An sich ist die Bühne von Alexander Müller-Elmau, ganz in Stahlgrau, gar nicht übel, die Wände können je nach Bedarf verschoben, aber auch durchsichtig werden, so dass das jeweilige Milieu gekennzeichnet wird, allerdings feiern beim blutenden und sich am Kreuz windenden Jesus Kitsch und Blasphemie gleichermaßen Triumphe. Genauso zum Hals heraus wie die ewigen Stühle auf deutschen Opernbühnen hängen einem die Business-Anzüge für die Herren, die neben dem Hosenanzug für Léonor (Emanzipation!) Kirsten Dephoff zu verantworten hat. Ehrlich gesagt ist man der immer gleich trübseligen, spießigen, faden, lächerlichen, hässlichen und meist dazu noch brutalen Optik auf deutschen ( und leider nicht nur diesen) Bühnen zum Erbrechen überdrüssig. Wenn man nicht in der Lage ist, historisch Bedingtes wie die Ehrpusseligkeit oder das Heilsstreben vergangener Epochen zu verstehen, soll man die Finger davon lassen, statt dem Werk die historische Dimension vorzuenthalten und ihm tatsächliche oder eingebildete Probleme der eigenen Zeit oder Psyche aufzupfropfen.

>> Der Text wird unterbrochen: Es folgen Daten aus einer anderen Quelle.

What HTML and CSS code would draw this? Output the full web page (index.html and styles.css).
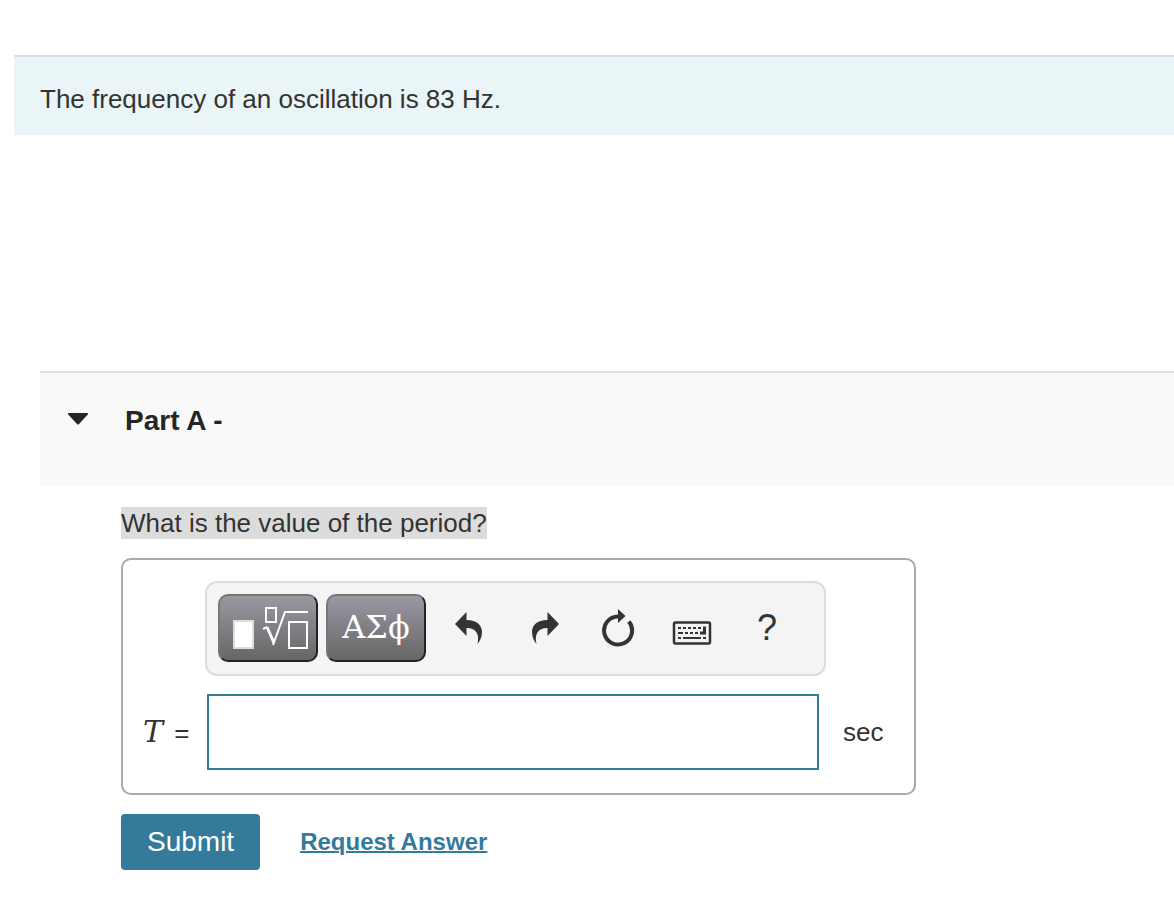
FILE: index.html
```html
<!DOCTYPE html>
<html lang="en">
<head>
  <meta charset="UTF-8" />
  <meta name="viewport" content="width=device-width, initial-scale=1.0"/>
  <title>Part A</title>
  <link rel="stylesheet" href="styles.css">
</head>
<body>
  <main class="problem">
    <div class="intro">The frequency of an oscillation is 83 Hz.</div>

    <section class="part">
      <header class="part-header">
        <button class="toggle" type="button" aria-label="Collapse Part A">
          <svg width="22" height="14" viewBox="0 0 22 14"><path d="M1.500 1h19q1 .5.3 1.500L12 12q-1 1-2 0L1.200 2.500Q.5 1.500 1.500 1z" fill="#252525"/></svg>
        </button>
        <h2>Part A -</h2>
      </header>

      <form class="part-body">
        <p class="question"><span class="selected">What is the value of the period?</span></p>

        <div class="answer-box">
          <div class="toolbar">
            <button class="palette" type="button" aria-label="Templates">
              <svg width="82" height="44" viewBox="-6 -1 82 44" fill="none" stroke="#fff" stroke-width="2">
                <path d="M1 14h19v27H1z" fill="#fff" stroke="#ddd"/>
                <path d="M33 1h10v14H33z"/>
                <path d="M56 15h18v26H56z"/>
                <path d="M30 22l4-2"/>
                <path d="M34 20l7 16" stroke-width="3"/>
                <path d="M40 38L52 5h23"/>
              </svg>
            </button>
            <button class="palette symbols" type="button">ΑΣϕ</button>
            <div class="tools">
              <button class="tool" type="button" aria-label="Undo">
                <svg width="32" height="32" viewBox="0 0 32 32"><path d="M0 12L11.500 0v8C22 8 27 13 27 20c0 5-2 9-4.500 12C24.500 23 22 16 11.500 16v8z" fill="#333"/></svg>
              </button>
              <button class="tool" type="button" aria-label="Redo">
                <svg width="28" height="32" viewBox="0 0 28 32"><path d="M28 12L16.500 0v8C6 8 1 13 1 20c0 5 2 9 4.500 12C3.500 23 6 16 16.500 16v8z" fill="#333"/></svg>
              </button>
              <button class="tool" type="button" aria-label="Reset">
                <svg width="36" height="38" viewBox="0 0 36 38"><path d="M27.800 12.500A14 14 0 1 1 17 7.500" fill="none" stroke="#333" stroke-width="4"/><path d="M17 0l7.500 7L17 14z" fill="#333"/></svg>
              </button>
              <button class="tool" type="button" aria-label="Keyboard shortcuts">
                <svg class="keyboard" width="42" height="24" viewBox="0 0 42 24">
                  <rect x="2" y="1.500" width="36" height="21" rx="1.500" fill="none" stroke="#333" stroke-width="2.500"/>
                  <path d="M6 7h3M11 7h3M16 7h3M21 7h3M26 7h3M6 12h5M13 12h3M18 12h3M23 12h3M6 17h3M11 17h18M31 17h3" stroke="#333" stroke-width="2.200"/>
                  <path d="M32.500 5.500V12H28" fill="none" stroke="#333" stroke-width="3"/>
                </svg>
              </button>
              <button class="tool help" type="button" aria-label="Help">?</button>
            </div>
          </div>

          <label class="variable" for="answer"><i>T</i> =</label>
          <input class="answer" id="answer" type="text" autocomplete="off">
          <span class="unit">sec</span>
        </div>

        <div class="actions">
          <button class="submit" type="submit">Submit</button>
          <a class="request" href="#">Request Answer</a>
        </div>
      </form>
    </section>
  </main>
</body>
</html>
```

FILE: styles.css
```css
* {
  box-sizing: border-box;
}

body {
  margin: 0;
  background: #fff;
  color: #333;
  font-family: "Liberation Sans", Arial, sans-serif;
  font-size: 26px;
  line-height: 32px;
}

button,
input {
  font-family: inherit;
  color: inherit;
}

button {
  padding: 0;
  cursor: pointer;
}

svg {
  display: block;
}

.problem {
  padding: 55px 0 36px 14px;
}

.intro {
  padding: 26px 26px 20px;
  border-top: 2px solid #dcdddd;
  background: #e9f5f7;
}

.part {
  margin: 236px 0 0 26px;
}

.part-header {
  display: flex;
  align-items: flex-start;
  gap: 36px;
  padding: 32px 27px 49px;
  border-top: 2px solid #dedede;
  background: #f9f9f9;
}

.part-header h2 {
  margin: 0;
  color: #252525;
  font-size: 28px;
  line-height: 32px;
}

.toggle {
  display: flex;
  align-items: center;
  height: 28px;
  border: none;
  background: none;
}

.part-body {
  padding: 21px 24px 0 81px;
}

.question {
  margin: 0 0 19px;
}

.selected {
  display: inline-block;
  background: #dcdcdc;
}

.answer-box {
  display: grid;
  grid-template-columns: 82px 1fr 88px;
  row-gap: 18px;
  align-items: center;
  max-width: 795px;
  padding: 21px 0 23px;
  border: 2px solid #a9a9a9;
  border-radius: 10px;
}

.toolbar {
  grid-column: 2;
  display: flex;
  gap: 8px;
  padding: 11px 11px 12px;
  border: 2px solid #dcdcdc;
  border-radius: 12px;
  background: #f4f4f4;
}

.palette {
  display: flex;
  align-items: center;
  justify-content: center;
  width: 100px;
  height: 68px;
  border: 2px solid;
  border-color: #777 #222 #222 #777;
  border-radius: 10px;
  background: linear-gradient(#9b98a3, #666);
  color: #fff;
}

.symbols {
  padding-bottom: 2px;
  font-family: "DejaVu Serif", serif;
  font-size: 32px;
}

.tools {
  display: flex;
}

.tool {
  display: flex;
  align-items: center;
  justify-content: center;
  width: 74px;
  border: none;
  background: none;
}

.keyboard {
  margin-top: 10px;
}

.help {
  font-size: 36px;
}

.variable {
  grid-column: 1;
  padding-left: 20px;
  white-space: nowrap;
}

.variable i {
  margin-right: 4px;
  font-family: "DejaVu Serif", serif;
  font-size: 30px;
}

.answer {
  width: auto;
  height: 76px;
  margin: 0 7px 0 2px;
  padding: 0 12px;
  border: 2px solid #337a9b;
  border-radius: 0;
  background: #fff;
  font-size: 26px;
}

.unit {
  padding-left: 17px;
}

.actions {
  display: flex;
  align-items: center;
  gap: 40px;
  margin-top: 19px;
}

.submit {
  height: 56px;
  padding: 0 26px;
  border: none;
  border-radius: 4px;
  background: #337a9b;
  color: #fff;
  font-size: 28px;
}

.request {
  color: #337a9b;
  font-size: 24px;
  font-weight: bold;
  text-decoration-thickness: 2px;
}
```
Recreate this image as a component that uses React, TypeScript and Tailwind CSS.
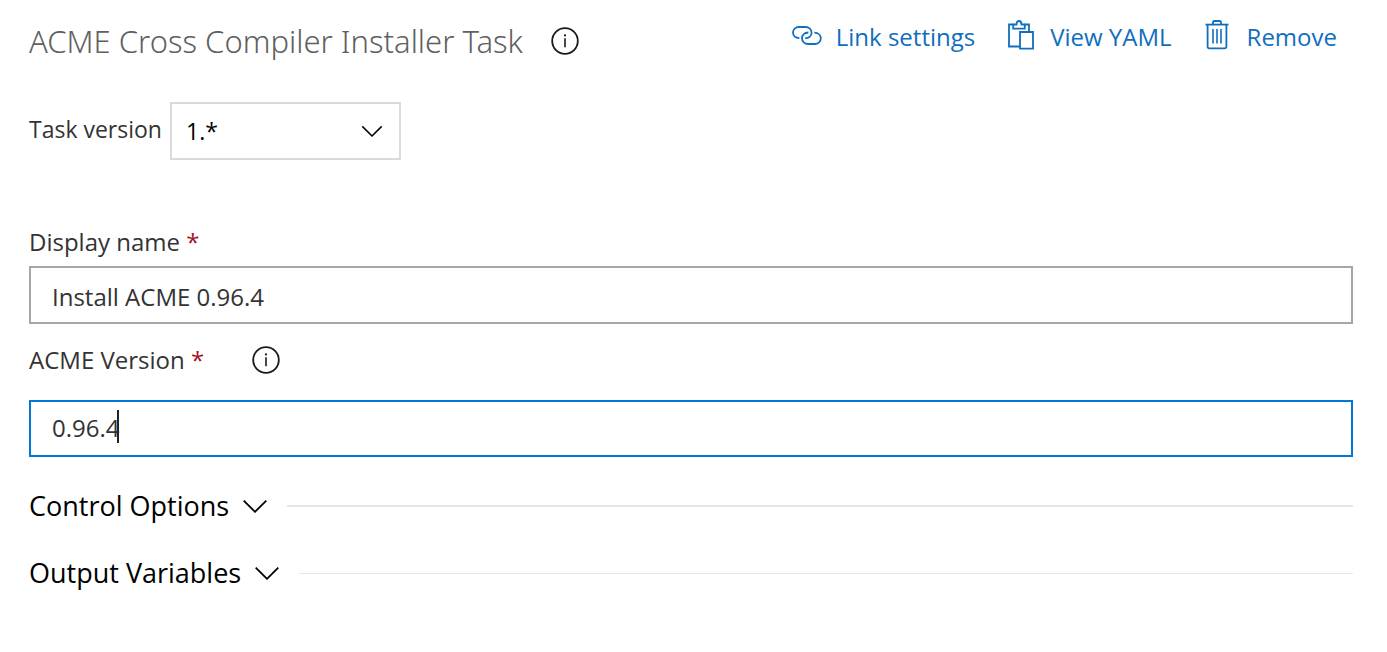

Wie so oft ist es die Aufgabe der Sänger, den Abend erträglich zu gestalten. Elīna Garanča singt anbetungswürdig schön, insbesondere den Schluss des dritten und den vierten Akt. Der Mezzo ist von feinstem Ebenmaß, hat einen runden Glockenklang und leidet auch nicht darunter, dass sich die Sängerin zu O mon Fernand von einem Stuhl zum nächsten hangeln muss. Dass sie wie meistens kühl wirkt, passt hier, ihr „will ich auf Knien dienen“ allerdings nicht ganz zum vom Booklet bekundeten Emanzipationsstreben.  Ein guter tenore di grazia ist Matthew Polenzani, der durch eine sichere Höhe, feine Piani und ein agogikreiches Singen für sich einnehmen  und der, auch von den weiblichen Chormitgliedern gewaltsam halbnackt ausgezogen, noch überzeugend „meine Seele ist trunken vor Glück“ singen kann. Zum Affen machen muss sich der Alphonse von Mariusz Kwiecien, singt aber stilsicher und in allen Registern mit gleich gut ansprechendem Bariton. Mika Kares ist der in jeder Hinsicht unangefochtene Balthazar mit schlank-sonorem Bass. Wie Ross Anthony, nur mit dem Scheitel auf der anderen Seite, sieht der Gaspar von Joshua Owen Mills aus und trumpft gehörig in seiner Intrigantenrolle auf. Ela Benoit singt die Arie der Ines bezaubernd schön. Karel Mark Chichon begleitet zuverlässig. Eine CD wäre ein größerer Genuss, weil man nicht damit beschäftigt sein müsste, immer wieder die scheußlichen Bilder innerlich zu verdrängen. Muss das auf eine DVD (DG 00440 073 5358)? Ingrid Wanja     

  1. Peter

    Danke, Frau Wanja, Sie sprechen mir mit Ihrer Kritik am Regietheater aus dem Herzen!
    Man würde ja sehr gerne in die Oper gehen; doch leider vergällt einem die Inszenierung oft den Genuss, so dass man sich mitunter nicht einmal mehr auf die geliebte Musik konzentrieren kann!
    Vor Werktreue scheinen sich heute viele Regisseure zu fürchten bzw. erachten diese als nicht „intellektuell “ genug…Meiner Meinung nach ein grosser Irrtum!